I can certainly see the difference, the latter unit test wouldn’t need updating every time an icon was changed, but it would detect problems our customers would notice. I wonder how many of our unit tests fall into these three categories. I need to find a way to reward my developers for writing good unit tests.
Søren interrupts my chain of thought, “What do you do when a unit test fails?”
“We investigate. Sometimes it is the unit test that is broken; sometimes it is the product code that is broken.”
“Who makes that investigation?”
“The developer who has written the product code that makes the unit test fail.”
“So basically you are letting the wolf guard the sheep!”
“What do you mean?”
“If developer A writes a unit test to protect his code, and developer B comes along and breaks the code, you let developer B judge whether it is his own code or developer A’s code that is to blame. Developer A would grow quite sour if he detected that developer B was lowering the defense in the unit test to get his changes through.”

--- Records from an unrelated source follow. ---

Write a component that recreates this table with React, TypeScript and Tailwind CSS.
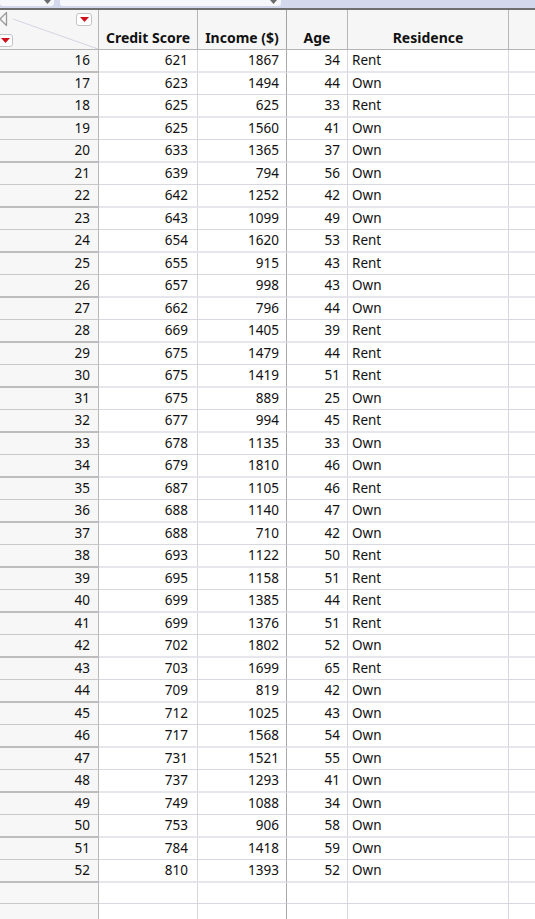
import React from "react";

const rows: [number, number, number, number, string][] = [
  [16, 621, 1867, 34, "Rent"],
  [17, 623, 1494, 44, "Own"],
  [18, 625, 625, 33, "Rent"],
  [19, 625, 1560, 41, "Own"],
  [20, 633, 1365, 37, "Own"],
  [21, 639, 794, 56, "Own"],
  [22, 642, 1252, 42, "Own"],
  [23, 643, 1099, 49, "Own"],
  [24, 654, 1620, 53, "Rent"],
  [25, 655, 915, 43, "Rent"],
  [26, 657, 998, 43, "Own"],
  [27, 662, 796, 44, "Own"],
  [28, 669, 1405, 39, "Rent"],
  [29, 675, 1479, 44, "Rent"],
  [30, 675, 1419, 51, "Rent"],
  [31, 675, 889, 25, "Own"],
  [32, 677, 994, 45, "Rent"],
  [33, 678, 1135, 33, "Own"],
  [34, 679, 1810, 46, "Own"],
  [35, 687, 1105, 46, "Rent"],
  [36, 688, 1140, 47, "Own"],
  [37, 688, 710, 42, "Own"],
  [38, 693, 1122, 50, "Rent"],
  [39, 695, 1158, 51, "Rent"],
  [40, 699, 1385, 44, "Rent"],
  [41, 699, 1376, 51, "Rent"],
  [42, 702, 1802, 52, "Own"],
  [43, 703, 1699, 65, "Rent"],
  [44, 709, 819, 42, "Own"],
  [45, 712, 1025, 43, "Own"],
  [46, 717, 1568, 54, "Own"],
  [47, 731, 1521, 55, "Own"],
  [48, 737, 1293, 41, "Own"],
  [49, 749, 1088, 34, "Own"],
  [50, 753, 906, 58, "Own"],
  [51, 784, 1418, 59, "Own"],
  [52, 810, 1393, 52, "Own"],
];

const cols = "grid grid-cols-[99px_99px_89px_61px_161px_1fr]";

function RedButton() {
  return (
    <div className="w-[16px] h-[13px] rounded-[3px] border border-[#c4c4c4] bg-white flex items-center justify-center">
      <svg width="9" height="5" viewBox="0 0 9 5">
        <path d="M0 0 L9 0 L4.5 5 Z" fill="#d0101c" />
      </svg>
    </div>
  );
}

function DataRow({ r }: { r: [number, number, number, number, string] }) {
  const thick = r[0] % 2 === 0;
  const num = thick
    ? "border-b-2 border-b-[#bdbdbd]"
    : "border-b border-b-[#c8c8c8]";
  const cell = thick
    ? "border-b-2 border-b-[#e6e6ed]"
    : "border-b border-b-[#d8d8e0]";
  return (
    <div className={`${cols} h-[22.5px]`}>
      <div className={`bg-[#f7f7f7] border-r border-r-[#b9b9b9] ${num} text-right pr-[8px] leading-[21px]`}>{r[0]}</div>
      <div className={`border-r border-r-[#d6d6de] ${cell} text-right pr-[9px] leading-[21px]`}>{r[1]}</div>
      <div className={`border-r border-r-[#a9a9a9] ${cell} text-right pr-[7px] leading-[21px]`}>{r[2]}</div>
      <div className={`border-r border-r-[#d6d6de] ${cell} text-right pr-[7px] leading-[21px]`}>{r[3]}</div>
      <div className={`border-r border-r-[#d6d6de] ${cell} pl-[4px] leading-[21px]`}>{r[4]}</div>
      <div className={cell}></div>
    </div>
  );
}

function EmptyRow({ last }: { last?: boolean }) {
  const num = last ? "" : "border-b border-b-[#c8c8c8]";
  const cell = last ? "" : "border-b border-b-[#d8d8e0]";
  return (
    <div className={`${cols} ${last ? "h-[15px]" : "h-[21px]"}`}>
      <div className={`bg-[#f7f7f7] border-r border-r-[#b9b9b9] ${num}`}></div>
      <div className={`border-r border-r-[#d6d6de] ${cell}`}></div>
      <div className={`border-r border-r-[#a9a9a9] ${cell}`}></div>
      <div className={`border-r border-r-[#d6d6de] ${cell}`}></div>
      <div className={`border-r border-r-[#d6d6de] ${cell}`}></div>
      <div className={cell}></div>
    </div>
  );
}

export default function App() {
  return (
    <div className="w-[535px] h-[919px] overflow-hidden bg-white text-[13.5px] text-[#111] font-['Noto_Sans','Open_Sans',sans-serif]">
      {/* top toolbar strip */}
      <div className="h-[8px] bg-[#d4d8ec] flex items-start gap-[6px]">
        <div className="w-[54px] h-[6px] bg-[#f6f7fb] rounded-b-[3px] flex justify-end pr-[3px]">
          <svg width="7" height="4" viewBox="0 0 7 4">
            <path d="M0 0 L7 0 L3.5 4 Z" fill="#6b6b6b" />
          </svg>
        </div>
        <div className="w-[221px] h-[6px] bg-[#f6f7fb] rounded-b-[3px] flex justify-end pr-[4px]">
          <svg width="7" height="4" viewBox="0 0 7 4">
            <path d="M0 0 L7 0 L3.5 4 Z" fill="#6b6b6b" />
          </svg>
        </div>
      </div>
      <div className="h-[2px] bg-[#6e6e6e]"></div>

      {/* header */}
      <div className={`${cols} h-[40px] bg-[#f6f6f6] border-b border-b-[#b5b5b5] font-bold text-[14px]`}>
        <div className="relative border-r border-r-[#b5b5b5]">
          <svg className="absolute inset-0" width="98" height="39" viewBox="0 0 98 39">
            <line x1="13" y1="9" x2="98" y2="39" stroke="#d2d4e4" strokeWidth="1" />
            <path d="M6.5 2.5 L0 9 L6.5 15.5 Z" fill="none" stroke="#9a9a9a" strokeWidth="1.3" strokeLinejoin="round" />
          </svg>
          <div className="absolute left-[76px] top-[3px]">
            <RedButton />
          </div>
          <div className="absolute left-[-3px] top-[24px]">
            <RedButton />
          </div>
        </div>
        <div className="border-r border-r-[#b5b5b5] flex items-end justify-center pb-[1px]">Credit Score</div>
        <div className="border-r border-r-[#a3a3a3] flex items-end justify-center pb-[1px]">Income ($)</div>
        <div className="border-r border-r-[#b5b5b5] flex items-end justify-center pb-[1px]">Age</div>
        <div className="border-r border-r-[#b5b5b5] flex items-end justify-center pb-[1px]">Residence</div>
        <div></div>
      </div>

      {rows.map((r) => (
        <DataRow key={r[0]} r={r} />
      ))}
      <EmptyRow />
      <EmptyRow last />
    </div>
  );
}
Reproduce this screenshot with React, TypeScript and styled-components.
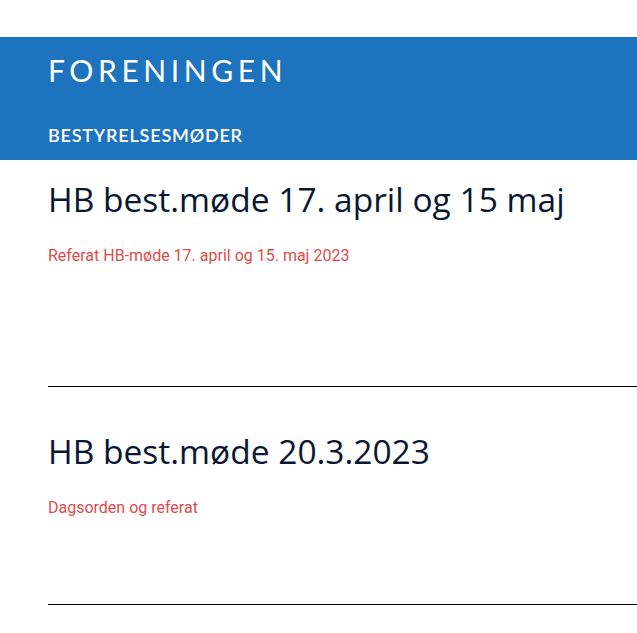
import React from 'react';
import styled, { createGlobalStyle } from 'styled-components';

const GlobalStyle = createGlobalStyle`
  body {
    margin: 0;
    background: #fff;
  }
`;

const Page = styled.div`
  padding-top: 37px;
  overflow: hidden;
`;

const Header = styled.header`
  background: #1e73be;
  height: 123px;
  padding: 0 48px;
  box-sizing: border-box;
  display: flex;
  flex-direction: column;
`;

const SiteName = styled.div`
  margin-top: 15px;
  color: #fff;
  font-family: 'Lato', sans-serif;
  font-weight: 400;
  font-size: 30px;
  letter-spacing: 4.6px;
  line-height: 36px;
`;

const Section = styled.div`
  margin-top: 37px;
  color: #fff;
  font-family: 'Lato', sans-serif;
  font-weight: 600;
  font-size: 18px;
  letter-spacing: 0.8px;
  line-height: 20px;
`;

const List = styled.main`
  padding-left: 48px;
`;

const Post = styled.article`
  border-bottom: 1px solid #000;
  padding-top: 17px;
  height: 227px;
  box-sizing: border-box;
  & + & {
    height: 218px;
    padding-top: 42px;
  }
`;

const Title = styled.h2`
  margin: 0;
  font-family: 'Open Sans', sans-serif;
  font-weight: 400;
  font-size: 33.5px;
  line-height: 44px;
  color: #0a1733;
`;

const Link = styled.a`
  display: block;
  margin-top: 25px;
  font-family: 'Roboto', sans-serif;
  font-size: 16px;
  line-height: 20px;
  color: #dd4b4b;
  text-decoration: none;
`;

const posts = [
  { title: 'HB best.møde 17. april og 15 maj', link: 'Referat HB-møde 17. april og 15. maj 2023' },
  { title: 'HB best.møde 20.3.2023', link: 'Dagsorden og referat' },
];

export default function App() {
  return (
    <Page>
      <GlobalStyle />
      <Header>
        <SiteName>FORENINGEN</SiteName>
        <Section>BESTYRELSESMØDER</Section>
      </Header>
      <List>
        {posts.map((p) => (
          <Post key={p.title}>
            <Title>{p.title}</Title>
            <Link href="#">{p.link}</Link>
          </Post>
        ))}
      </List>
    </Page>
  );
}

“Yes, that certainly wouldn’t be rewarding. I guess it would be much more rewarding for developer A to receive an alarm when developer B broke his test. He would then know that his test worked and he could work with developer B to resolve the issue.”
It suddenly dawns on me. Writing a bad unit test wouldn’t be rewarding, as it would never fail; whereas a good unit test would eventually catch a fellow developer’s mistake. I know the developers in my team well enough to understand the level of sound competition such an alert system would cause. I set my glass on the table. I have some infrastructure changes to make on Monday.